- **EXERCISE OBJECTIVE**:
List each line of the data in which the string "page" appears.

- **DATA EXCERPTS**:
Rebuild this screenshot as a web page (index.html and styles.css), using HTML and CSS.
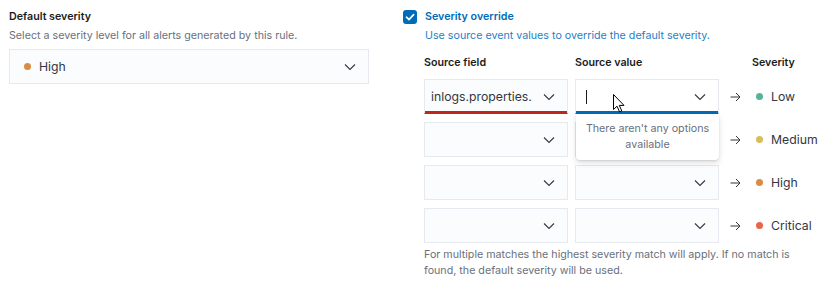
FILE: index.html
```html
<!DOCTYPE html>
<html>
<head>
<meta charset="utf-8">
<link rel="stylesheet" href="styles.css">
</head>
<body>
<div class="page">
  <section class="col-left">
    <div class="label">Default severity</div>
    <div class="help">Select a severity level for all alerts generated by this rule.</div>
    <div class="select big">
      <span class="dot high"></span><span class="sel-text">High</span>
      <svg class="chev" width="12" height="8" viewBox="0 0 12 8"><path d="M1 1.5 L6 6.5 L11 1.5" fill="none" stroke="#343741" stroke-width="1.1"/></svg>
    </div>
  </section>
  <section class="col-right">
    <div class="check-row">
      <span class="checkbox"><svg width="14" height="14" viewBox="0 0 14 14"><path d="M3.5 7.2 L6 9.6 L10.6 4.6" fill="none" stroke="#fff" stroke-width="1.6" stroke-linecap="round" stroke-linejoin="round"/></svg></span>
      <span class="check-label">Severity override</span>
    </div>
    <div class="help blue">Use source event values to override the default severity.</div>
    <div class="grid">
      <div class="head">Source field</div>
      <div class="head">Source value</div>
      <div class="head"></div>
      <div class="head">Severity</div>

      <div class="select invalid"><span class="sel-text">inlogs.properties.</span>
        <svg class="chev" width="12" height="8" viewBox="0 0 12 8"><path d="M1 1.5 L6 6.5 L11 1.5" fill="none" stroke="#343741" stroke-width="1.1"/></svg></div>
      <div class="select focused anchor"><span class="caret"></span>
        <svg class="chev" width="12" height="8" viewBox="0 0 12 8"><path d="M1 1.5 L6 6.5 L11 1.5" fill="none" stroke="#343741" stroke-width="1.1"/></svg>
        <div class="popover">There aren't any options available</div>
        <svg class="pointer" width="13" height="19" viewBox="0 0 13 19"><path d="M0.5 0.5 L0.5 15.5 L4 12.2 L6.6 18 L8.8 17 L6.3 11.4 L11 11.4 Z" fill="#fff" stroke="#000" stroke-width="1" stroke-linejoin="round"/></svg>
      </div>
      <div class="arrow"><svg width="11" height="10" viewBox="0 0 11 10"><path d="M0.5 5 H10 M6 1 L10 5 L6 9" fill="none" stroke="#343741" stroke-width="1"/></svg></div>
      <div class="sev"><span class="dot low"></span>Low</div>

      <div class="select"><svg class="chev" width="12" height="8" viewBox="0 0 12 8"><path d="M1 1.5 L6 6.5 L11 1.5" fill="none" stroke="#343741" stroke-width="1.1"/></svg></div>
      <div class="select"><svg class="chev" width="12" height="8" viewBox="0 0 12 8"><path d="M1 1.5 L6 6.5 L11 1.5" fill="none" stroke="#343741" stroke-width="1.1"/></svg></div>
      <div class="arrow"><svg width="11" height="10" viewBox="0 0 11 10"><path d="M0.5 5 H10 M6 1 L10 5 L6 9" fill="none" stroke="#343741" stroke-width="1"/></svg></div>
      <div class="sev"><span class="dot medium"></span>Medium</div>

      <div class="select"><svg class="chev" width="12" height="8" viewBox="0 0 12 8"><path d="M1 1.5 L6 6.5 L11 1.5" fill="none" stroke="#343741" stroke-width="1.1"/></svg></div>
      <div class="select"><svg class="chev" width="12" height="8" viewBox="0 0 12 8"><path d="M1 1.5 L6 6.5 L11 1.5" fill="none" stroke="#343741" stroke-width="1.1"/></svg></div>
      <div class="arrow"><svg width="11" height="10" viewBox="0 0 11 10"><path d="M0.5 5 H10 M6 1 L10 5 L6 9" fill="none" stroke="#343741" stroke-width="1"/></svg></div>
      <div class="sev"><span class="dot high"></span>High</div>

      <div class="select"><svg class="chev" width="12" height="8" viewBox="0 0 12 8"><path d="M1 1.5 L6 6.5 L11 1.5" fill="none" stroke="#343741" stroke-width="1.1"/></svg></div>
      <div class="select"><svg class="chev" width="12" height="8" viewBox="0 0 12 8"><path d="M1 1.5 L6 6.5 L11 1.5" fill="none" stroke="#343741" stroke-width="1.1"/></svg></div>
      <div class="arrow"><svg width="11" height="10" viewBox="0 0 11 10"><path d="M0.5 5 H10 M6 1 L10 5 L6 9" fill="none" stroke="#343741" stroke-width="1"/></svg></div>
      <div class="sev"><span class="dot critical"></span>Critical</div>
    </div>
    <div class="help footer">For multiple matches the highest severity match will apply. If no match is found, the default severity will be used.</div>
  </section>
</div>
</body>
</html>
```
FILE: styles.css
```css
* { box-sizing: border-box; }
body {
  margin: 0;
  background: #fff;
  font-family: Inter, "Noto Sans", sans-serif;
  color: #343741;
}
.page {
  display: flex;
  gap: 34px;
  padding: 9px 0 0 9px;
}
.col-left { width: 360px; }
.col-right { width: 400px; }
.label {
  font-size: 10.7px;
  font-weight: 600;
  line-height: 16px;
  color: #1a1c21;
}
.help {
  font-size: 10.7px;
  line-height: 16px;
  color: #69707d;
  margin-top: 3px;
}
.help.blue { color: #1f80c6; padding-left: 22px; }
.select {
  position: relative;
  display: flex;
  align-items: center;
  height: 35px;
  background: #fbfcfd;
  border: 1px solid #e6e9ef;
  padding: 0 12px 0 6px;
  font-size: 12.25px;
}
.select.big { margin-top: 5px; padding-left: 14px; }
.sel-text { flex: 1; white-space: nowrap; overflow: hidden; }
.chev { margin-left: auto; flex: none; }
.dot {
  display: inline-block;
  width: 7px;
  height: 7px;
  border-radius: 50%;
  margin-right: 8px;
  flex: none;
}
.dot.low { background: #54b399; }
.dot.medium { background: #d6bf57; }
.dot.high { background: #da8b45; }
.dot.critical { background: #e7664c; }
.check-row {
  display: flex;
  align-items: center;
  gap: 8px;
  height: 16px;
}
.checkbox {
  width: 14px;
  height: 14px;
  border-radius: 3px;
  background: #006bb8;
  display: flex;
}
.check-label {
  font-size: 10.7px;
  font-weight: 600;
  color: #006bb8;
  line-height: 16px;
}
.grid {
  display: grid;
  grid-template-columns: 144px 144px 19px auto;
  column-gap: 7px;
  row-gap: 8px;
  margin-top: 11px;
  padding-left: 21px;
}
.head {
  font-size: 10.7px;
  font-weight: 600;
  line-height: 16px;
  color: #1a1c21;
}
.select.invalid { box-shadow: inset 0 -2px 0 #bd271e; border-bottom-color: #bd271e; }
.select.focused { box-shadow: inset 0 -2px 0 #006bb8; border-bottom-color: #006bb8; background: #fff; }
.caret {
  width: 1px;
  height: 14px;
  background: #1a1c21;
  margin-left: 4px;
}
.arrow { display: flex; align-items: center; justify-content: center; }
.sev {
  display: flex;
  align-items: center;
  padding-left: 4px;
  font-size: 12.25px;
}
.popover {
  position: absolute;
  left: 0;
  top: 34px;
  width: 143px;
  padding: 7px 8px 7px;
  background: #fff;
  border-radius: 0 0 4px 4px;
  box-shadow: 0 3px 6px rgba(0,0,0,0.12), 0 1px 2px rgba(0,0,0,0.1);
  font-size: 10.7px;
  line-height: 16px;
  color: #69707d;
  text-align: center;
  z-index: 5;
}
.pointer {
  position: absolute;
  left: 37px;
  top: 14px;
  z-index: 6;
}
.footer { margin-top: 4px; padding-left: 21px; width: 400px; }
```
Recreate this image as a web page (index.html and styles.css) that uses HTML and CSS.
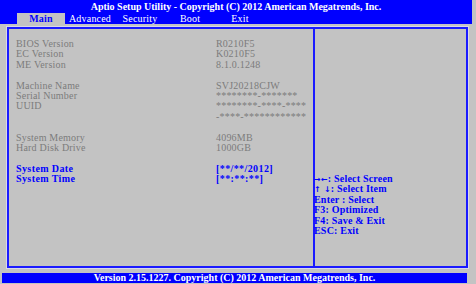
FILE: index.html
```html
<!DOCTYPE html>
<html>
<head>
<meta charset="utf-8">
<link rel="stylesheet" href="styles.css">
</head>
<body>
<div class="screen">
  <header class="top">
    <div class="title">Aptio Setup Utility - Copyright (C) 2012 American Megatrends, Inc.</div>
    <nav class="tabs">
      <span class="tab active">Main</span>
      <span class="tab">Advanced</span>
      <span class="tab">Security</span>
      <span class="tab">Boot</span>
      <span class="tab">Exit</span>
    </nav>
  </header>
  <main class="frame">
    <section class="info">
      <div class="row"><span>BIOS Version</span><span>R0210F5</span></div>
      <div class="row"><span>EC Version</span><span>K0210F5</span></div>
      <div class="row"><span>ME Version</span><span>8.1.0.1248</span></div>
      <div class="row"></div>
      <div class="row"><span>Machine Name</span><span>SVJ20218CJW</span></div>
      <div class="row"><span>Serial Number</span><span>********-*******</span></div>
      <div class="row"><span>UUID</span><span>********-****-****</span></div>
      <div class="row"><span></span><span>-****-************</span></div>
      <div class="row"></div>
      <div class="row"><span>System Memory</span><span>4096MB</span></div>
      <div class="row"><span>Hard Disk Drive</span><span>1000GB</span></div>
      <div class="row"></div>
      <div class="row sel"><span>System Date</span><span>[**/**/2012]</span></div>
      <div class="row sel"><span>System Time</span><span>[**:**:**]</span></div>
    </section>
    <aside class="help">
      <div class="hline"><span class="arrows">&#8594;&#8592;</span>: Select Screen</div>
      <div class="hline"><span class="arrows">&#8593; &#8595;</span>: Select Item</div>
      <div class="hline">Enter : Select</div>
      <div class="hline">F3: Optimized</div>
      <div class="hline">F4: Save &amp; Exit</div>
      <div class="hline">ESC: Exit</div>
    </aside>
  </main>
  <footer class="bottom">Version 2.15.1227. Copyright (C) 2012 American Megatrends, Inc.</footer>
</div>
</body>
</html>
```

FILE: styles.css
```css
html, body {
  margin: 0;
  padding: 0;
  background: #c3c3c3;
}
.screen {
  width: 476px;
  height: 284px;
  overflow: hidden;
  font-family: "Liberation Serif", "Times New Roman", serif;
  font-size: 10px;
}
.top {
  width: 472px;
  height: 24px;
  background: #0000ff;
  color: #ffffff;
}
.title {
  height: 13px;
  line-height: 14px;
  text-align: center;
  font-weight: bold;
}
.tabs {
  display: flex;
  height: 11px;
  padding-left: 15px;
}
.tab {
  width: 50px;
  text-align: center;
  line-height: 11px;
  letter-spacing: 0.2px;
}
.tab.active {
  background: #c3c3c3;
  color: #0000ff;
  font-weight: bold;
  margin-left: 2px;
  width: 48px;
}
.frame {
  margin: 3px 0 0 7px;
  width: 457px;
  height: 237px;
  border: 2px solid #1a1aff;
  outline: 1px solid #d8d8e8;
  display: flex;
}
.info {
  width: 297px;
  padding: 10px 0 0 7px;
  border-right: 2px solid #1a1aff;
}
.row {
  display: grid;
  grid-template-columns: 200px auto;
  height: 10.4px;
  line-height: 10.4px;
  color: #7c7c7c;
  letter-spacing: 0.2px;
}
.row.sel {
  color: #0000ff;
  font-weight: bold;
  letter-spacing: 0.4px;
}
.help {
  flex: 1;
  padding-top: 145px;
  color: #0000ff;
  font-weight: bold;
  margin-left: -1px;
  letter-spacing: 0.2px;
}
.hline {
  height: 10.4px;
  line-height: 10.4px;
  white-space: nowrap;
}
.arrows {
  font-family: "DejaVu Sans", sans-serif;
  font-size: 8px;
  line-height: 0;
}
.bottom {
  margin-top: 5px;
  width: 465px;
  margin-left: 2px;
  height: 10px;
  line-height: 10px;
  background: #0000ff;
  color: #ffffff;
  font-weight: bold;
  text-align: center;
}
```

- **FINISHED ANSWER**:
Rebuild this screenshot as a web page (index.html and styles.css), using HTML and CSS.
<div class="page">
.page {
Recreate this image as a web page (index.html and styles.css) that uses HTML and CSS.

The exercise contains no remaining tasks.